Silenzio è un romanzo intimo e crudo al contempo, ricco di immagini vivide, che con una scrittura lenta e precisa è in grado di scavare a fondo nell’animo umano e di porre il lettore di fronte a quesiti scomodi. Un’opera che, pur trattando il tema della fede, può essere a mio avviso apprezzata sia da credenti che da non credenti, avendo una portata universale che trascende le singole confessioni religiose.

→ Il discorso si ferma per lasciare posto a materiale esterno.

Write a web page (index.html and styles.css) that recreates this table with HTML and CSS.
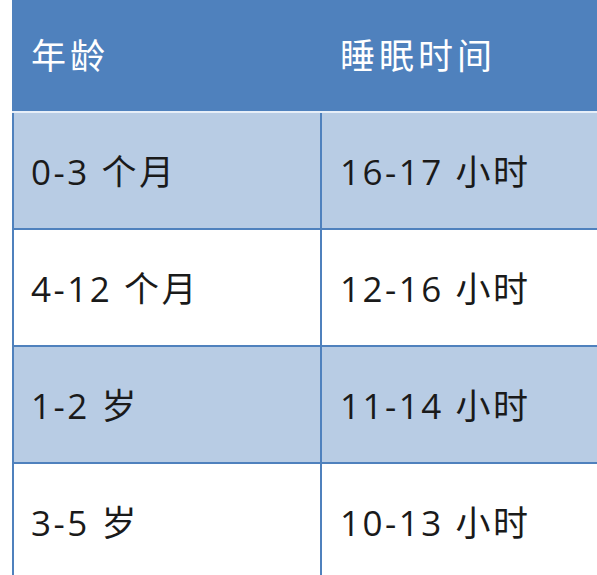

Nagasaki, 1633: l’indomito padre gesuita Cristovao Ferreira, che da anni si batte in Giappone per diffondere il cristianesimo, ha rinnegato la vera fede ed è diventato un apostata: questa è la notizia sconvolgente che giunge a Roma. La Compagnia del Gesù decide allora di inviare in Oriente due giovani fratelli, Sebastian Rodrigues e Francisco Garrpe per compiere un’indagine all’interno della chiesa locale. I due gesuiti però, partiti pieni di ideali e di entusiasmo, si scontrano ben presto con la dura realtà del Giappone dei Tokugawa e delle persecuzioni. I sospetti cristiani vengono costretti dalle autorità giapponesi a calpestare immagini sacre: chi si rifiuta viene torturato e ucciso, mentre chi accetta viene deriso e costretto a vivere ai margini della società, rifiutato tanto dalla comunità cristiana quanto dai giapponesi. La vita in Giappone si fa sempre più difficile per Rodrigues che ora vive in prima persona le persecuzioni e che finisce, evangelicamente, per essere tradito dall’amico Kichijiro, il suo “Giuda”, mentre implora Dio di rompere il suo “silenzio”.